Analyzing 3,200 deals over 25 years, they concluded that employment at targeted companies does indeed fall — by an average of 3 percent over two years and 6 percent over five years, compared to employment at comparable companies that weren’t bought out. They also found, though, that target firms create more jobs by opening new locations and new lines of business. Taken together, the net job loss amounts to no more than 1 percent to 2 percent, depending on how you count post-buyout acquisitions and divestitures.

Here’s the rub: Bigger deals involving the takeover of well-known public companies led to much larger, swifter job losses than buyouts of small, privately held firms. Almost no one hears about modest investments that help little-known businesses get their start and grow. The big, public transactions get the most attention, and turn out the worst for the employees directly involved.

—Private-equity creates jobs, but typically not for the same people it cuts.

Employees at companies bought out by private-equity firms stand a relatively high risk of losing their jobs. Those same target firms often go on to create new jobs thanks largely to private-equity money and know-how.
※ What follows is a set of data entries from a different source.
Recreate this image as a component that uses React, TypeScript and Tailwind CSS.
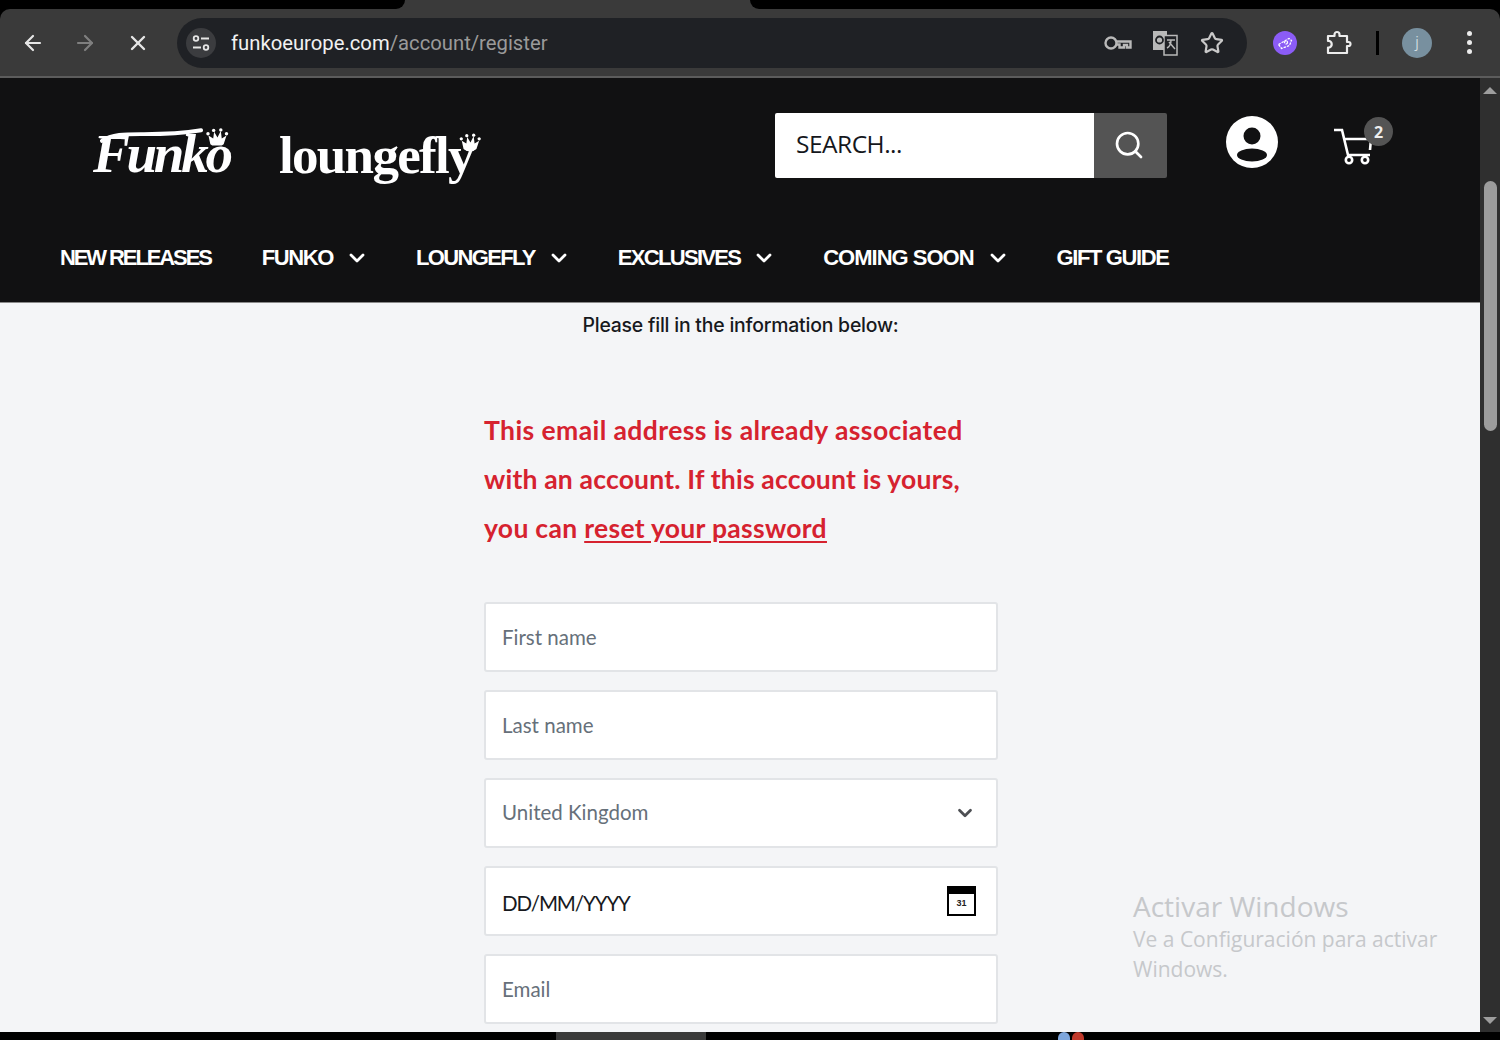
import { ArrowLeft, ArrowRight, ChevronDown, Search, Star, X } from 'lucide-react';

const NAV_ITEMS = [
  { label: 'NEW RELEASES', caret: false, tracking: 'tracking-[-2.1px]' },
  { label: 'FUNKO', caret: true, tracking: 'tracking-[-1.4px]' },
  { label: 'LOUNGEFLY', caret: true, tracking: 'tracking-[-1.65px]' },
  { label: 'EXCLUSIVES', caret: true, tracking: 'tracking-[-1.7px]' },
  { label: 'COMING SOON', caret: true, tracking: 'tracking-[-1px]' },
  { label: 'GIFT GUIDE', caret: false, tracking: 'tracking-[-1.4px]' },
];

function Crown({ className }: { className: string }) {
  return (
    <svg viewBox="0 0 24 20" className={className} fill="#fff">
      <path d="M3 8l5 3 1-7 3.5 6L16 3l1 8 5-3-3 9-2 1.500-10 0-2-1.500z" />
      <circle cx="2.500" cy="6" r="1.800" />
      <circle cx="8.500" cy="2.500" r="1.800" />
      <circle cx="16" cy="2" r="1.800" />
      <circle cx="22" cy="6" r="1.800" />
    </svg>
  );
}

function ChromeBar() {
  return (
    <div className="shrink-0">
      <div className="flex h-[9px] bg-[#3a3a3a]">
        <div className="w-[405px] rounded-br-[10px] bg-black" />
        <div className="flex-1" />
        <div className="w-[750px] rounded-bl-[10px] bg-black" />
      </div>
      <div className="flex h-[69px] items-center rounded-t-[10px] border-b-2 border-[#5c5c5c] bg-[#3a3a3a]">
        <ArrowLeft className="ml-[21px] h-[24px] w-[24px] text-[#e6e6e6]" strokeWidth={2.2} />
        <ArrowRight className="ml-[28px] h-[24px] w-[24px] text-[#7f7f7f]" strokeWidth={2.2} />
        <X className="ml-[29px] h-[24px] w-[24px] text-[#e6e6e6]" strokeWidth={2.4} />
        <div className="ml-[27px] flex h-[50px] w-[1070px] items-center rounded-full bg-[#1f2125] pl-[9px] pr-[23px]">
          <div className="flex h-[30px] w-[30px] items-center justify-center rounded-full bg-[#3b3c3f]">
            <svg viewBox="0 0 20 20" className="h-[20px] w-[20px]" fill="none" stroke="#e6e6e6" strokeWidth="1.800">
              <circle cx="5" cy="5.500" r="2.300" />
              <path d="M10 5.500h8M2 14.500h8" />
              <circle cx="15" cy="14.500" r="2.300" />
            </svg>
          </div>
          <div className="ml-[15px] mt-[2px] font-['Roboto',sans-serif] text-[20.250px] text-[#f1f1f1]">
            funkoeurope.com<span className="text-[#9a9a9a]">/account/register</span>
          </div>
          <div className="ml-auto flex items-center">
            <svg viewBox="0 0 28 16" className="h-[16px] w-[28px]" fill="none" stroke="#b9b9b9" strokeWidth="2.400">
              <circle cx="7" cy="8" r="5.500" />
              <path d="M12.500 6.500h14v6h-3.500v-2.500h-3v2.500h-4.500v-3h-3" />
            </svg>
            <svg viewBox="0 0 26 26" className="ml-[20px] h-[26px] w-[26px]">
              <rect x="1" y="1" width="14" height="19" fill="#b9b9b9" />
              <rect x="12" y="5.500" width="13" height="19.500" fill="#1f2125" stroke="#b9b9b9" strokeWidth="1.500" />
              <circle cx="7.500" cy="10" r="3.500" fill="none" stroke="#1f2125" strokeWidth="1.800" />
              <path d="M15 10h8M19 10c0 4-2 7-4 8M17 12l6 7" fill="none" stroke="#b9b9b9" strokeWidth="1.500" />
            </svg>
            <Star className="ml-[22px] h-[24px] w-[24px] text-[#c9c9c9]" strokeWidth={2.2} />
          </div>
        </div>
        <div className="ml-[26px] flex h-[24px] w-[24px] items-center justify-center rounded-full bg-[#8b5cf6]">
          <svg viewBox="0 0 16 16" className="h-[16px] w-[16px]" fill="none" stroke="#fff" strokeWidth="1.300" strokeDasharray="2.500 1">
            <path d="M1.500 9.500L12 3.500l2.500 2-2 5-8 3-3-4z" />
            <circle cx="9" cy="7.500" r="1.500" />
          </svg>
        </div>
        <svg viewBox="0 0 26 26" className="ml-[29px] h-[26px] w-[26px]" fill="none" stroke="#ececec" strokeWidth="2.200" strokeLinejoin="round">
          <path d="M2 6h6.500V4.500a2.500 2.500 0 0 1 5 0V6H21v6h1.500a1.800 1.800 0 0 1 0 4H21v7H2v-5.500h1.500a3.500 3.500 0 0 0 0-6.500H2z" />
        </svg>
        <div className="ml-[24px] h-[24px] w-[3px] bg-black" />
        <div className="ml-[23px] flex h-[30px] w-[30px] items-center justify-center rounded-full bg-[#78909f] font-['Roboto',sans-serif] text-[16px] font-light text-[#dfe6ea]">
          j
        </div>
        <div className="ml-[35px] flex flex-col gap-[4px]">
          <span className="h-[5px] w-[5px] rounded-full bg-[#ececec]" />
          <span className="h-[5px] w-[5px] rounded-full bg-[#ececec]" />
          <span className="h-[5px] w-[5px] rounded-full bg-[#ececec]" />
        </div>
      </div>
    </div>
  );
}

function SiteHeader() {
  return (
    <header className="h-[225px] shrink-0 border-b border-[#8a8a8a] bg-[#111112] pt-[35px]">
      <div className="flex h-[65px] items-start">
        <div className="relative ml-[93px] mt-[12px] w-[138px] font-['Liberation_Serif',serif] text-[55px] font-bold italic leading-[58px] tracking-[-3.200px] text-white">
          Funko
          <svg viewBox="0 0 110 20" className="absolute left-[6px] top-[2px] h-[20px] w-[106px]" fill="none" stroke="#fff" strokeWidth="4" strokeLinecap="round">
            <path d="M3 14C22 1 50 12 106 3" />
          </svg>
          <Crown className="absolute left-[111px] top-[3px] h-[19px] w-[26px]" />
        </div>
        <div className="relative ml-[48px] mt-[13px] w-[203px] font-['Liberation_Serif',serif] text-[53px] font-bold leading-[58px] tracking-[-1.700px] text-white">
          loungefly
          <Crown className="absolute left-[180px] top-[7px] h-[19px] w-[22px]" />
        </div>
        <div className="ml-[293px] flex h-[65px] w-[392px] overflow-hidden rounded-[2px]">
          <div className="flex flex-1 items-center bg-white pb-[3px] pl-[21px] font-['Open_Sans',sans-serif] text-[24.500px] font-medium tracking-[-0.5px] text-[#15171c]">
            SEARCH...
          </div>
          <div className="flex w-[73px] items-center justify-center bg-[#545454] pb-[2px] pr-[3px]">
            <Search className="h-[32px] w-[32px] text-white" strokeWidth={2} />
          </div>
        </div>
        <svg viewBox="0 0 52 52" className="ml-[59px] mt-[3px] h-[52px] w-[52px]">
          <circle cx="26" cy="26" r="26" fill="#fff" />
          <circle cx="26" cy="20" r="8.500" fill="#111112" />
          <ellipse cx="26" cy="39" rx="15" ry="6.500" fill="#111112" />
        </svg>
        <div className="relative ml-[55px] mt-[15px] h-[38px] w-[60px]">
          <svg viewBox="0 0 40 38" className="absolute left-0 top-0 h-[38px] w-[40px]" fill="none" stroke="#fff" strokeWidth="2.600">
            <path d="M1 2h8l6 25h22M11 11h27l-1 11" />
            <circle cx="16" cy="32" r="3.200" />
            <circle cx="32" cy="32" r="3.200" />
          </svg>
          <div className="absolute left-[31px] top-[-11px] flex h-[29px] w-[29px] items-center justify-center rounded-full bg-[#545454] font-['Open_Sans',sans-serif] text-[16px] font-bold text-[#eeeeee]">
            2
          </div>
        </div>
      </div>
      <nav className="mt-[62px] flex items-center gap-[51px] pl-[60px] font-['Liberation_Sans',sans-serif] text-[22px] font-bold leading-[36px] text-white">
        {NAV_ITEMS.map((item) => (
          <div key={item.label} className="flex items-center gap-[12px]">
            <span className={item.tracking}>{item.label}</span>
            {item.caret && <ChevronDown className="-mr-[4px] h-[24px] w-[24px]" strokeWidth={2.8} />}
          </div>
        ))}
      </nav>
    </header>
  );
}

function FieldBox({ children }: { children: React.ReactNode }) {
  return (
    <div className="flex h-[70px] shrink-0 items-center justify-between rounded-[3px] border-2 border-[#e2e4e7] bg-white pl-[16px] pr-[20px] font-['Lato',sans-serif] text-[20.500px] text-[#66707a]">
      {children}
    </div>
  );
}

function RegisterForm() {
  return (
    <main className="relative flex-1 overflow-hidden bg-[#f4f5f7]">
      <p className="flex h-[46px] items-center justify-center pl-[1px] font-['Inter',sans-serif] text-[19.400px] font-medium tracking-[-0.2px] text-[#17191d]">
        Please fill in the information below:
      </p>
      <div className="ml-[484px] mt-[57px] w-[514px]">
        <div className="font-['Lato',sans-serif] text-[26.500px] font-bold text-[#d6222f]">
          <p className="leading-[49px] tracking-[0.41px]">This email address is already associated</p>
          <p className="leading-[48px] tracking-[0.19px]">with an account. If this account is yours,</p>
          <p className="leading-[50px] tracking-[0.3px]">
            you can <span className="underline underline-offset-[3px]">reset your password</span>
          </p>
        </div>
        <div className="mt-[49px] flex flex-col gap-[18px]">
          <FieldBox>First name</FieldBox>
          <FieldBox>Last name</FieldBox>
          <FieldBox>
            <span className="-mt-[2px]">United Kingdom</span>
            <ChevronDown className="h-[22px] w-[22px] text-[#4d4f53]" strokeWidth={3} />
          </FieldBox>
          <FieldBox>
            <span className="mt-[4px] tracking-[-1.1px] text-[#17191d]">DD/MM/YYYY</span>
            <div className="flex h-[30px] w-[29px] flex-col border-2 border-black bg-white">
              <div className="h-[6px] bg-black" />
              <div className="flex flex-1 items-center justify-center font-['Liberation_Sans',sans-serif] text-[9px] font-bold text-[#222]">
                31
              </div>
            </div>
          </FieldBox>
          <FieldBox>Email</FieldBox>
        </div>
      </div>
      <div className="absolute left-[1133px] top-[585px] font-['Open_Sans',sans-serif] text-[#c6c8cb]">
        <div className="text-[28px] leading-[36px]">Activar Windows</div>
        <div className="w-[320px] text-[21px] leading-[30px]">Ve a Configuración para activar Windows.</div>
      </div>
    </main>
  );
}

function Scrollbar() {
  return (
    <div className="flex w-[20px] shrink-0 flex-col items-center bg-[#2f2f2f]">
      <div className="mt-[9px] h-0 w-0 border-x-[7px] border-b-[7px] border-x-transparent border-b-[#9e9e9e]" />
      <div className="mt-[87px] h-[250px] w-[13px] rounded-full bg-[#9c9c9c]" />
      <div className="mt-auto mb-[8px] h-0 w-0 border-x-[7px] border-t-[7px] border-x-transparent border-t-[#9e9e9e]" />
    </div>
  );
}

export default function App() {
  return (
    <div className="flex h-[1040px] w-[1500px] flex-col overflow-hidden bg-black">
      <ChromeBar />
      <div className="flex min-h-0 flex-1">
        <div className="flex min-w-0 flex-1 flex-col">
          <SiteHeader />
          <RegisterForm />
        </div>
        <Scrollbar />
      </div>
      <div className="flex h-[8px] shrink-0 bg-black pl-[556px]">
        <div className="w-[150px] bg-[#3a3a3a]" />
        <div className="ml-[352px] h-[8px] w-[12px] rounded-t-full bg-[#7ea6dc]" />
        <div className="ml-[2px] h-[8px] w-[12px] rounded-t-full bg-[#c0392b]" />
      </div>
    </div>
  );
}
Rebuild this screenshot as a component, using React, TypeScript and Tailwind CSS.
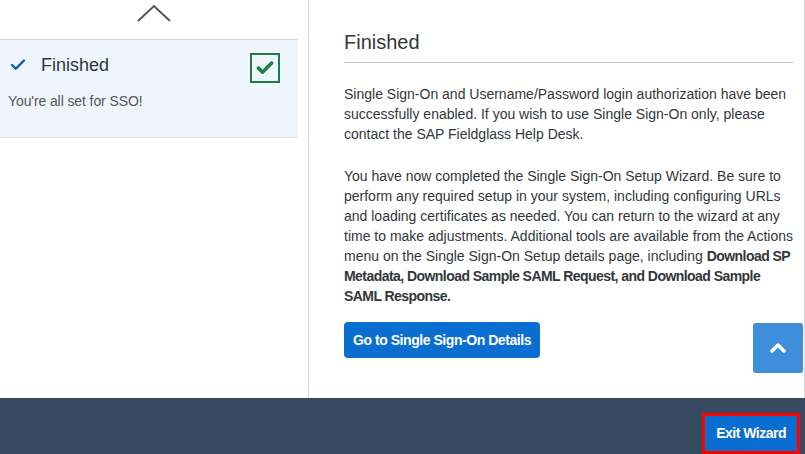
import { Check, ChevronUp } from "lucide-react";

export default function App() {
  return (
    <div className="flex h-[454px] w-[805px] flex-col overflow-hidden bg-white font-['Liberation_Sans',Arial,sans-serif] text-[#32363a]">
      <div className="flex h-[398px]">
        {/* steps column */}
        <div className="w-[309px] shrink-0 border-r border-[#d5d5d5]">
          <div className="flex h-[39px] justify-center pt-[4px]">
            <svg width="34" height="18" viewBox="0 0 34 18" fill="none">
              <path d="M1 17 L17 2 L33 17" stroke="#555" strokeWidth="2" />
            </svg>
          </div>
          <div className="mr-[10px] h-[99px] border-y border-t-[#cdd3da] border-b-[#e3e5e8] bg-[#eff5fc]">
            <div className="flex items-start justify-between pl-[9px] pr-[18px] pt-[13px]">
              <div className="flex items-center gap-[14px] pt-[1px]">
                <Check className="h-[18px] w-[18px] text-[#0a5aa8]" strokeWidth={3.2} />
                <span className="text-[18px] leading-[22px] text-[#32363a]">Finished</span>
              </div>
              <div className="flex h-[30px] w-[30px] items-center justify-center border-2 border-[#1d7d44]">
                <Check className="h-[20px] w-[20px] text-[#1d7d44]" strokeWidth={4.2} />
              </div>
            </div>
            <p className="mt-[8px] pl-[8px] text-[14px] tracking-[-0.1px] text-[#555]">You're all set for SSO!</p>
          </div>
        </div>

        {/* content */}
        <div className="relative flex-1 border-r border-[#d5d5d5] pl-[35px] pr-[10px] pt-[30px]">
          <h2 className="border-b border-[#c5ccd3] pb-[8px] text-[20px] leading-[24px]">Finished</h2>
          <p className="mt-[21px] text-[14px] leading-[20px]">
            Single Sign-On and Username/Password login authorization have been successfully enabled. If you wish to use
            Single Sign-On only, please contact the SAP Fieldglass Help Desk.
          </p>
          <p className="mt-[22px] text-[14px] leading-[20px]">
            You have now completed the Single Sign-On Setup Wizard. Be sure to perform any required setup in your
            system, including configuring URLs and loading certificates as needed. You can return to the wizard at any
            time to make adjustments. Additional tools are available from the Actions menu on the Single Sign-On Setup
            details page, including{" "}
            <b className="tracking-[-0.55px]">
              Download SP Metadata, Download Sample SAML Request, and Download Sample SAML Response.
            </b>
          </p>
          <button className="mt-[16px] h-[36px] rounded-[4px] bg-[#0a6ed1] px-[9px] text-[14px] font-bold tracking-[-0.45px] text-white">
            Go to Single Sign-On Details
          </button>
          <button className="absolute right-[1px] top-[323px] flex h-[50px] w-[50px] items-center justify-center rounded-[3px] bg-[#3f8edb]">
            <ChevronUp className="h-[24px] w-[24px] text-white" strokeWidth={3.5} />
          </button>
        </div>
      </div>

      {/* footer */}
      <div className="flex h-[56px] items-center justify-end bg-[#354a5f] pr-[5px] pt-[14px]">
        <div className="border-[3px] border-[#ff0000]">
          <button className="h-[35px] bg-[#0a6ed1] px-[11px] text-[14px] font-bold tracking-[-0.5px] text-white">
            Exit Wizard
          </button>
        </div>
      </div>
    </div>
  );
}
As a result, jobs are, in the language of economists, re-allocated. The net loss overall is modest — unless it was your job, and you were unable to find another. It’s small comfort to those paying a steep personal price that the economy as a whole may benefit from their sacrifice. The individual cost is real: Research shows that people laid off in recessions, especially, rarely manage to earn as much in the future as they did before they lost their jobs.

—Private-equity does its work in an arrogant fashion.

No one likes a know-it-all. People who spend a career learning how to do business resent being told to do it differently. Yet one of private-equity’s most valuable functions is to sweep out old assumptions, old ways of doing business, and usher in the new.

When Romney told a crowd on the campaign trail that he likes “being able to fire people” who don’t do their jobs to his satisfaction, he was wearing his career on his sleeve. Private-equity depends on “up-or-out” performance. Do the job, with urgency, or make way for somebody who will. It’s pure capitalism, intended to produce a return on investment for those who put their money on the line.

If you don’t like the sound of that, we’ll sympathize but not empathize. That’s the way the economic world works best. America has the biggest economy because it is more flexible and efficient than those of many other nations. It embraces its inner Romney — providing big rewards for those who put capital at high risk of loss when opportunity knocks.

Romney won’t win any popularity contests based on his tenure at Bain, but neither should he shrink from it. American voters have a genius for seeing beyond the sound bites.

Between now and Nov. 6, they have plenty of time to evaluate the candidates based on a deeper understanding of what they’re all about — their approach to private-equity included.